P.M.: O senhor mencionou Van Gogh e Pollock. Quais outros artistas influenciaram o seu trabalho?

S.F.: Sou autodidata, gosto muito das pinturas do começo dos anos 1900 – os impressionistas, o cubismo, mas também dos primitivos italianos, o renascimento, toda a história da arte sempre me interessou. Sempre gostei da abstração, trabalhar e encontrar a força da matéria, seja o ferro, a areia, madeira ou tecidos. 

Obra do frei Sidival Fila na galeria Jérôme Poggi, Paris
Obra do frei Sidival Fila na galeria Jérôme Poggi, Paris Galerie Poggi, Paris

P.M.: E existe um pouco de Brasil no seu trabalho?

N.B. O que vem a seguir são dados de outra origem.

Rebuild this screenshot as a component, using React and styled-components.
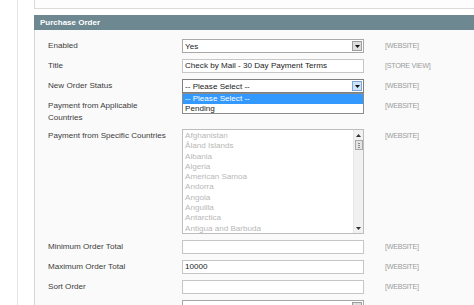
import React from "react";
import styled, { createGlobalStyle } from "styled-components";

const GlobalStyle = createGlobalStyle`
  html, body { margin: 0; padding: 0; background: #ffffff; overflow: hidden; }
  body { font-family: "Liberation Sans", Arial, sans-serif; }
  * { box-sizing: border-box; }
`;

const Page = styled.div`
  display: flex;
  width: 474px;
  height: 305px;
  overflow: hidden;
  background: #ffffff;
`;

const Gutter = styled.div`
  flex: 0 0 18px;
  border-right: 1px solid #e4e4e4;
`;

const Main = styled.div`
  flex: 0 0 560px;
  padding-left: 16px;
`;

const PrevBox = styled.div`
  height: 9px;
  background: #fdfdfd;
  border-left: 1px solid #dadada;
  border-bottom: 1px solid #dadada;
`;

const SectionHead = styled.div`
  margin-top: 6px;
  height: 15px;
  line-height: 15px;
  background: #6e8891;
  color: #ffffff;
  font-weight: bold;
  font-size: 8px;
  padding-left: 6px;
`;

const Fieldset = styled.div`
  background: #fafafa;
  border-left: 1px solid #d6d6d6;
  padding: 9px 0 20px 13px;
`;

const Row = styled.div`
  display: grid;
  grid-template-columns: 134px 182px 1fr;
  align-items: start;
  margin-bottom: 6px;
`;

const Label = styled.div`
  font-size: 8.1px;
  line-height: 12px;
  padding-top: 1px;
  margin-bottom: -1px;
  padding-right: 10px;
  color: #3c3c3c;
`;

const Scope = styled.div`
  padding-left: 21px;
  font-size: 7.2px;
  letter-spacing: -0.3px;
  line-height: 14px;
  color: #9a9a9a;
`;

const Field = styled.div`
  position: relative;
`;

const SelectBox = styled.div`
  height: 14px;
  display: flex;
  align-items: center;
  padding-left: 2px;
  padding-right: 1px;
  background: #ffffff;
  border: 1px solid ${(p) => (p.$open ? "#7f7f7f" : "#a8a8a8")};
  font-size: 8.1px;
  color: #222;
`;

const SelectText = styled.span`
  flex: 1;
  white-space: nowrap;
  overflow: hidden;
`;

const ArrowBtn = styled.span`
  width: 10px;
  height: 10px;
  display: flex;
  align-items: center;
  justify-content: center;
  background: ${(p) => (p.$open ? "#cfe3f7" : "#dedede")};
  border: 1px solid ${(p) => (p.$open ? "#7aa6d6" : "#9d9d9d")};
`;

const Dropdown = styled.div`
  position: absolute;
  top: 14px;
  left: 0;
  width: 182px;
  background: #ffffff;
  border: 1px solid #8c8c8c;
  z-index: 2;
`;

const DropItem = styled.div`
  height: ${(p) => (p.$first ? "10px" : "9px")};
  line-height: ${(p) => (p.$first ? "10px" : "9px")};
  padding-left: 2px;
  font-size: 8.1px;
  color: ${(p) => (p.$active ? "#ffffff" : "#222")};
  background: ${(p) => (p.$active ? "#3399ff" : "#ffffff")};
`;

const TextInput = styled.div`
  height: 14px;
  line-height: 12px;
  padding-left: 2px;
  background: #ffffff;
  border: 1px solid #c6c6c6;
  font-size: 8.1px;
  color: #222;
  white-space: nowrap;
`;

const MultiBox = styled.div`
  height: 105px;
  display: flex;
  background: #ffffff;
  border: 1px solid #bdbdbd;
`;

const MultiList = styled.div`
  flex: 1;
  padding: 1px 0 0 2px;
  overflow: hidden;
`;

const MultiItem = styled.div`
  height: 10.3px;
  line-height: 10.3px;
  font-size: 8.1px;
  color: #b8b8b8;
  white-space: nowrap;
`;

const ScrollBar = styled.div`
  width: 10px;
  display: flex;
  flex-direction: column;
  align-items: center;
  background: #f1f1f1;
  border-left: 1px solid #e6e6e6;
`;

const ScrollArrow = styled.div`
  height: 10px;
  display: flex;
  align-items: center;
  justify-content: center;
`;

const Thumb = styled.div`
  width: 8px;
  height: 10px;
  background: #e4e4e4;
  border: 1px solid #a9a9a9;
  display: flex;
  flex-direction: column;
  justify-content: center;
  gap: 1px;
  padding: 0 2px;
`;

const Grip = styled.span`
  display: block;
  height: 1px;
  background: #8a8a8a;
`;

const ScrollSpace = styled.div`
  flex: 1;
`;

const Tri = ({ up, color = "#111" }) => (
  <svg width="5" height="3" viewBox="0 0 5 3">
    {up ? <path d="M0 3 L2.5 0 L5 3 Z" fill={color} /> : <path d="M0 0 L5 0 L2.5 3 Z" fill={color} />}
  </svg>
);

const Select = ({ value, open, options }) => (
  <Field>
    <SelectBox $open={open}>
      <SelectText>{value}</SelectText>
      <ArrowBtn $open={open}>
        <Tri />
      </ArrowBtn>
    </SelectBox>
    {open && (
      <Dropdown>
        {options.map((o, i) => (
          <DropItem key={o} $active={i === 0} $first={i === 0}>
            {o}
          </DropItem>
        ))}
      </Dropdown>
    )}
  </Field>
);

const countries = [
  "Afghanistan",
  "Åland Islands",
  "Albania",
  "Algeria",
  "American Samoa",
  "Andorra",
  "Angola",
  "Anguilla",
  "Antarctica",
  "Antigua and Barbuda",
];

export default function App() {
  return (
    <>
      <GlobalStyle />
      <Page>
        <Gutter />
        <Main>
          <PrevBox />
          <SectionHead>Purchase Order</SectionHead>
          <Fieldset>
            <Row>
              <Label>Enabled</Label>
              <Select value="Yes" />
              <Scope>[WEBSITE]</Scope>
            </Row>
            <Row>
              <Label>Title</Label>
              <TextInput>Check by Mail - 30 Day Payment Terms</TextInput>
              <Scope>[STORE VIEW]</Scope>
            </Row>
            <Row>
              <Label>New Order Status</Label>
              <Select value="-- Please Select --" open options={["-- Please Select --", "Pending"]} />
              <Scope>[WEBSITE]</Scope>
            </Row>
            <Row>
              <Label>Payment from Applicable Countries</Label>
              <Select value="" />
              <Scope>[WEBSITE]</Scope>
            </Row>
            <Row>
              <Label>Payment from Specific Countries</Label>
              <MultiBox>
                <MultiList>
                  {countries.map((c) => (
                    <MultiItem key={c}>{c}</MultiItem>
                  ))}
                </MultiList>
                <ScrollBar>
                  <ScrollArrow>
                    <Tri up color="#333" />
                  </ScrollArrow>
                  <Thumb>
                    <Grip />
                    <Grip />
                    <Grip />
                  </Thumb>
                  <ScrollSpace />
                  <ScrollArrow>
                    <Tri color="#333" />
                  </ScrollArrow>
                </ScrollBar>
              </MultiBox>
              <Scope>[WEBSITE]</Scope>
            </Row>
            <Row>
              <Label>Minimum Order Total</Label>
              <TextInput />
              <Scope>[WEBSITE]</Scope>
            </Row>
            <Row>
              <Label>Maximum Order Total</Label>
              <TextInput>10000</TextInput>
              <Scope>[WEBSITE]</Scope>
            </Row>
            <Row>
              <Label>Sort Order</Label>
              <TextInput />
              <Scope>[WEBSITE]</Scope>
            </Row>
            <Row>
              <Label />
              <Select value="" />
              <Scope />
            </Row>
          </Fieldset>
        </Main>
      </Page>
    </>
  );
}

S.F.: O nosso trabalho é a expressão do nosso ser. Além da nossa consciência ou não. Eu sou brasileiro, sempre vou ser brasileiro, a cultura brasileira faz parte de mim. E acho que transmito isso de um modo misterioso. O próprio galerista Jérôme Poggi me disse que minha pintura, apesar de eu ser radicado na Europa, tem uma parte exótica, que não dá para não perceber. Acho que também transmito a dimensão religiosa, a minha fé, mesmo o trabalho sendo abstrato.

P.M: Mas com obras em coleções particulares, participando de feiras como a Fiac, como fica o lado mercantil, a vaidade do artista? Porque faz parte também, não? O sucesso comercial, o reconhecimento?

S.F.: Não é isso que dá sentido à minha vida. A sedução do sucesso. O reconhecimento é importante, fazer algo que signifique algo para os outros. A minha pessoa, no final das contas, é um sentido em si mesmo. Não é uma atividade.

P.M.: Mas como fica o mercado, as suas obras são vendidas por preços...

S.F.: Discretos. (RISOS). Não, tirando as despesas e impostos, eu dou tudo para projetos infantis no mundo todo. Não tenho nada de pessoal.

Sidival Fila expõe na galeria Jérôme Poggi, em Paris.
Sidival Fila expõe na galeria Jérôme Poggi, em Paris. Galerie Poggi, Paris

As obras de Sidival Fila expostas na galeria Jérôme Poggi até 13 de janeiro estão à venda por preços que variam de €4 mil a €35 mil.

A tela na igreja de Santo Eustáquio (que também exibe permanentemente um esplêndido oratório tríptico de Keith Haring) fica em exposição até o final de janeiro.